Last May, Pueblo principal Frank Rosthenhausler hired Harry Whitaker Jr., to be the Warriors head coach. The timing couldn’t have been worse. COVID-19 issues prevented Whitaker from assembling a summer-league team, coordinating strength and conditioning sessions or do much more than introduce himself in phone calls.

Pueblo didn’t play its first game until Jan. 26; the Warriors had been on-court together for a brief 10 days. To his credit, Whitaker did anything but take a wait-til-next-year approach.

The Warriors are 9-1 and fully qualified for the state Class 4A playoffs. Whitaker is an apt model of a new generation of high school basketball coaches who are expected to show up, introduce themselves and shine.

Whitaker, who moved to Tucson from North Carolina 13 years ago to work at Davis Monthan Air Force Base, has a full-time day job that doesn’t include teaching history or gym classes at Pueblo, which was the model for high school coaches when LaVetter coached Pueblo to back-to-back state championships in 1977 and 1978.

Whitaker works the 3 a.m. to 11 a.m. shift five days a week at XPO Logistics, a large cargo and freight warehouse near the Kino Sports Complex.

“I take a nap and then go to school,” he says. But that’s not half of it.

“He’s a grinder,” says Rosthenhausler, the principal. “He works his tail off.”

Whitaker was discovered by former Pueblo athletic director Brandon Sanders, who is now a part of Jedd Fisch’s football staff at Arizona. After careful review of Whitaker’s experience as a youth-league coach in Tucson, Sanders hired him to be Pueblo’s freshman coach two years ago.

“Because we weren’t even allowed in the gym until mid-January, I think a lot of teams counted us out,” says Whitaker. “But I believe we’re for real. We are letting people know Pueblo is back.”

A lot of the Pueblo-is-back approach can be traced to Whitaker’s family tree. His nephew, Amari Carraway, had become a rising star at Fresno’s Washington Union High School last year. When it looked as though California may not allow high school basketball this year, Carraway and his mother moved to Tucson.

Carraway is the state’s 4A leading scorer at 24.9 per game. Although he’s often the shortest player on the court, he’s fearless. He has joined 6-foot 10-inch junior Zach Morgan, who averages a double-double, 11 points and 12 rebounds, and junior Marcus Coleman, averaging nine points, as the core of a program that should be a 4A contender through Carraway’s senior season, 2022-23.
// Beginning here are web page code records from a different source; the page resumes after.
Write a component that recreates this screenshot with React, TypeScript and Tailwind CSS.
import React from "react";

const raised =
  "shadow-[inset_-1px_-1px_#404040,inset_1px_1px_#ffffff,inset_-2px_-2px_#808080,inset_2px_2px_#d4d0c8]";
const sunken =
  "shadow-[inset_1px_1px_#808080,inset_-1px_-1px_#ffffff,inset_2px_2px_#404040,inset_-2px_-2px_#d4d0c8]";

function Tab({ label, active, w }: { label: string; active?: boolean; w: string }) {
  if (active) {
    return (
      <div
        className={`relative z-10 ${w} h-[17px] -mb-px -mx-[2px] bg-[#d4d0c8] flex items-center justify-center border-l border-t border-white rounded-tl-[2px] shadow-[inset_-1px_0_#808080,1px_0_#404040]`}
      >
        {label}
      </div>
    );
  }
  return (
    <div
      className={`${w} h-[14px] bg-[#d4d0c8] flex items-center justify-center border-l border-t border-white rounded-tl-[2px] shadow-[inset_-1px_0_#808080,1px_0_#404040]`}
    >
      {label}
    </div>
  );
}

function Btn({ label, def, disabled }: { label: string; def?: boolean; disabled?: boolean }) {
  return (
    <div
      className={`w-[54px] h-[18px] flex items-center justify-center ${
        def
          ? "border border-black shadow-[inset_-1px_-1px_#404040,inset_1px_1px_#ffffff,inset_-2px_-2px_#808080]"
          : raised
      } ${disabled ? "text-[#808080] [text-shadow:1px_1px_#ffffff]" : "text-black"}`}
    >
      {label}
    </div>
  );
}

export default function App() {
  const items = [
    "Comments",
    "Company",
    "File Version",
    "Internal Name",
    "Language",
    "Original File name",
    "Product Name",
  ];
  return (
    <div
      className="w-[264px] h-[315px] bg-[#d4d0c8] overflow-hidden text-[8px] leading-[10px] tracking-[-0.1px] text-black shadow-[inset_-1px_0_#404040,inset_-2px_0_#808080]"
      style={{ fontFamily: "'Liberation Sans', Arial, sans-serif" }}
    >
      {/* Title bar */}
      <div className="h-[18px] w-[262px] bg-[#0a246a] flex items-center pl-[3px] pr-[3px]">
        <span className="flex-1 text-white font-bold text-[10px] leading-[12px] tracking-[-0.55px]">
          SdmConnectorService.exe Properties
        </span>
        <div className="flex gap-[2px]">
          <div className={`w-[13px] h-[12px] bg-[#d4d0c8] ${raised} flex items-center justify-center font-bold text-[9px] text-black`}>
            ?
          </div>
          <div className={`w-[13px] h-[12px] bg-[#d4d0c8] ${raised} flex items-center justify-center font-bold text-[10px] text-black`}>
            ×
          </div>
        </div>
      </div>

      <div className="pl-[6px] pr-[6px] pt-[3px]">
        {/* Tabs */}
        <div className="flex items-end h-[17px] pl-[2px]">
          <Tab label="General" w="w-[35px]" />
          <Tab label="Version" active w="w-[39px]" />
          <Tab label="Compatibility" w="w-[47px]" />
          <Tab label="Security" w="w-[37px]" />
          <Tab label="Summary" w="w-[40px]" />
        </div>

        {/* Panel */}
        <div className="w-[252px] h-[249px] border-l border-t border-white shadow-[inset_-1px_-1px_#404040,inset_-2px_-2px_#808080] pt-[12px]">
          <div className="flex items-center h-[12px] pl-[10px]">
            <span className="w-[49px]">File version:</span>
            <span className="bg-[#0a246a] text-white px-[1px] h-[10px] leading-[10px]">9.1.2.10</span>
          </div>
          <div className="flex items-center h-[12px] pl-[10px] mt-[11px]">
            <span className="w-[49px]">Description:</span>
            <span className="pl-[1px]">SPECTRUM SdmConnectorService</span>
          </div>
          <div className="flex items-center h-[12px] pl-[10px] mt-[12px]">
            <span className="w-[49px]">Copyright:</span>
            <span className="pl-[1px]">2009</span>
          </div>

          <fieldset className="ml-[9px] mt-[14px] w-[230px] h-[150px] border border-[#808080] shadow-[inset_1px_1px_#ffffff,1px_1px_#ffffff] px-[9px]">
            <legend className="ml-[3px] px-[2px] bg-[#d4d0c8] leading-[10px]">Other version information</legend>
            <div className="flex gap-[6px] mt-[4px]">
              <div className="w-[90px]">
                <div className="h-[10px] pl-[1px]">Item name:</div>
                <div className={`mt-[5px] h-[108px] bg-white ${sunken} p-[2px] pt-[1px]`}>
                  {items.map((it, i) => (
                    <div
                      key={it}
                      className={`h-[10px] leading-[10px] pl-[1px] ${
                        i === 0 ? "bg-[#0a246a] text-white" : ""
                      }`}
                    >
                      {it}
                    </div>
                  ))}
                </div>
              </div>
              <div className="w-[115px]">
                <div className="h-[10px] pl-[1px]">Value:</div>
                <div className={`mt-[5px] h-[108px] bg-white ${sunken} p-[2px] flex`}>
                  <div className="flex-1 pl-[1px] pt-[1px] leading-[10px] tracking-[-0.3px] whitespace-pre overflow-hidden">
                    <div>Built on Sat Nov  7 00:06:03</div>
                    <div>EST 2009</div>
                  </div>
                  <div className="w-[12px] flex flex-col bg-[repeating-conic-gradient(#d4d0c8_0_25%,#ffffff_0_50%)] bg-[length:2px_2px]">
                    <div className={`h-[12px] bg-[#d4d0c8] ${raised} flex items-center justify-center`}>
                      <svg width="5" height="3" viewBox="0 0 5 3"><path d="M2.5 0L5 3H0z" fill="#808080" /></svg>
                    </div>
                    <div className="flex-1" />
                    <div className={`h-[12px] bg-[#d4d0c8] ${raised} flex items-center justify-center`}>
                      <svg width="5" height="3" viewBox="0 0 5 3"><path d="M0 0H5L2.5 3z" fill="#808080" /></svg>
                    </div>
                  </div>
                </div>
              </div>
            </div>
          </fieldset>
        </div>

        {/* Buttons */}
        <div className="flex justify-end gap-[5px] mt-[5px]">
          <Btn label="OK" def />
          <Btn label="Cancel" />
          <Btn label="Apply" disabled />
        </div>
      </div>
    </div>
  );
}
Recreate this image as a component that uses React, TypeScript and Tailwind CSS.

“It’s just nice to get back to those days when Pueblo was a basketball winner,” says Rosthenhauser.

“Harry has skills with X’s and O’s and a lot more. He works with parents, he is a fund-raiser and he understands the CEO aspect of being a head coach. He has made sure all the kids in all the programs have matching uniforms, with North Carolina-type blue uniforms.

“He has a lot of pride in Pueblo. It’s something we needed.”

The AIA, which operates the state high school association, hasn’t been kind to the Pueblo. It placed Pueblo in the 4A Kino division with historically successful schools Salpointe Catholic, Sahuaro and Canyon del Oro. The 4A Gila division includes Walden Grove, Sahuarita, Amphi and Rio Rico, which might’ve fit Pueblo better.

“I was pretty upset,” says Rosthenhauser. “We didn’t get put in a bracket with schools more like us, from low-come areas. We don’t have the overall services of a Salpointe or a CDO, the weight rooms and such things. I appealed the AIA’s decision but was turned down twice. In the end we said, ‘OK, we’re tough, we’ll have to overcome it.’ ‘’

So far Pueblo has met the challenge.

“The kids just want to play,” says Whitaker. “COVID set us all back. It made us all hungry. We’ve had games canceled and had our scheduled shortened but we’ve made the best of it.”

Pueblo’s return to prominence hasn’t gone unnoticed.

Over the weekend, the school’s most famous player, former NBA All-Star Lafayette “Fat” Lever, Class of ’78, whose name is on Pueblo’s basketball facility, contacted Rosthenhausler said he wanted to do something to help.

Lever is shipping school-color hoodies to the Warriors’ boys and girls basketball teams. Now one of the best teams in Tucson prep basketball will be one of the most well-dressed, too.